Written task: Leave out the pictures, then reproduce the rest of the material exactly.

>> Start Data excerpt

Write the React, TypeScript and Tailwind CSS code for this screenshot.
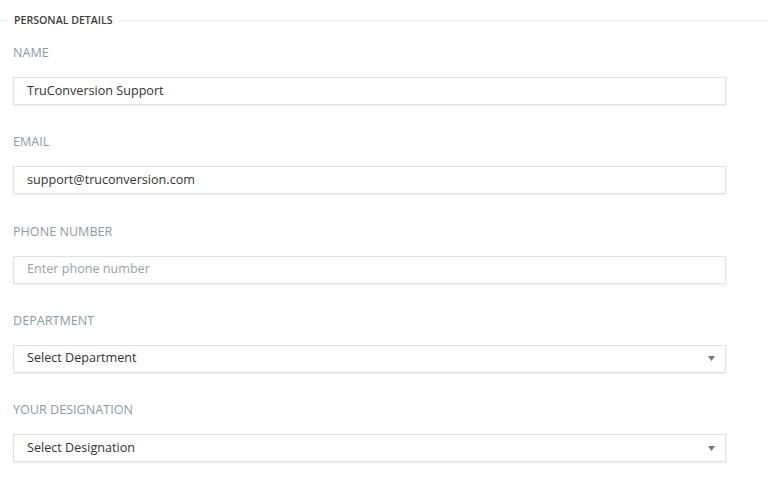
import React from "react";

type Field = {
  label: string;
  value?: string;
  placeholder?: string;
  select?: boolean;
};

const fields: Field[] = [
  { label: "NAME", value: "TruConversion Support" },
  { label: "EMAIL", value: "support@truconversion.com" },
  { label: "PHONE NUMBER", placeholder: "Enter phone number" },
  { label: "DEPARTMENT", value: "Select Department", select: true },
  { label: "YOUR DESIGNATION", value: "Select Designation", select: true },
];

function Caret() {
  return (
    <svg width="7" height="5" viewBox="0 0 7 5" className="shrink-0">
      <path d="M0 0H7L3.5 5Z" fill="#7a7a7a" />
    </svg>
  );
}

export default function App() {
  return (
    <div
      className="w-full min-h-[481px] bg-white pt-[13px]"
      style={{ fontFamily: '"Open Sans", "Liberation Sans", sans-serif' }}
    >
      {/* Section heading */}
      <div className="flex items-center h-[14px]">
        <div className="w-[9px] h-px bg-[#eceff1]"></div>
        <span className="px-[5px] text-[10.6px] font-semibold text-[#3c3c3c] leading-[14px]">
          PERSONAL DETAILS
        </span>
        <div className="flex-1 h-px bg-[#eceff1]"></div>
      </div>

      <div className="pt-[17px] px-[13px]">
        {fields.map((f) => (
          <div key={f.label} className="w-[713px] mb-[28.3px]">
            <div className="text-[12.6px] leading-[17px] text-[#8d9ba6] mb-[16px]">
              {f.label}
            </div>
            <div className="h-[28px] flex items-center justify-between border border-[#dfe3e6] bg-white pl-[13px] pr-[10px] shadow-[0_1px_2px_rgba(0,0,0,0.07)]">
              {f.value ? (
                <span className="text-[12.6px] text-[#333]">{f.value}</span>
              ) : (
                <span className="text-[12.6px] text-[#9aa1a7]">{f.placeholder}</span>
              )}
              {f.select && <Caret />}
            </div>
          </div>
        ))}
      </div>
    </div>
  );
}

>> End Data excerpt

Result for this exercise:
Write the React, TypeScript and Tailwind CSS code for this screenshot.
import React from "react";

type Field = {
  label: string;
  value?: string;
  placeholder?: string;
  select?: boolean;
};

const fields: Field[] = [
  { label: "NAME", value: "TruConversion Support" },
  { label: "EMAIL", value: "support@truconversion.com" },
  { label: "PHONE NUMBER", placeholder: "Enter phone number" },
  { label: "DEPARTMENT", value: "Select Department", select: true },
  { label: "YOUR DESIGNATION", value: "Select Designation", select: true },
];

function Caret() {
  return (
    <svg width="7" height="5" viewBox="0 0 7 5" className="shrink-0">
      <path d="M0 0H7L3.5 5Z" fill="#7a7a7a" />
    </svg>
  );
}

export default function App() {
  return (
    <div
      className="w-full min-h-[481px] bg-white pt-[13px]"
      style={{ fontFamily: '"Open Sans", "Liberation Sans", sans-serif' }}
    >
      {/* Section heading */}
      <div className="flex items-center h-[14px]">
        <div className="w-[9px] h-px bg-[#eceff1]"></div>
        <span className="px-[5px] text-[10.6px] font-semibold text-[#3c3c3c] leading-[14px]">
          PERSONAL DETAILS
        </span>
        <div className="flex-1 h-px bg-[#eceff1]"></div>
      </div>

      <div className="pt-[17px] px-[13px]">
        {fields.map((f) => (
          <div key={f.label} className="w-[713px] mb-[28.3px]">
            <div className="text-[12.6px] leading-[17px] text-[#8d9ba6] mb-[16px]">
              {f.label}
            </div>
            <div className="h-[28px] flex items-center justify-between border border-[#dfe3e6] bg-white pl-[13px] pr-[10px] shadow-[0_1px_2px_rgba(0,0,0,0.07)]">
              {f.value ? (
                <span className="text-[12.6px] text-[#333]">{f.value}</span>
              ) : (
                <span className="text-[12.6px] text-[#9aa1a7]">{f.placeholder}</span>
              )}
              {f.select && <Caret />}
            </div>
          </div>
        ))}
      </div>
    </div>
  );
}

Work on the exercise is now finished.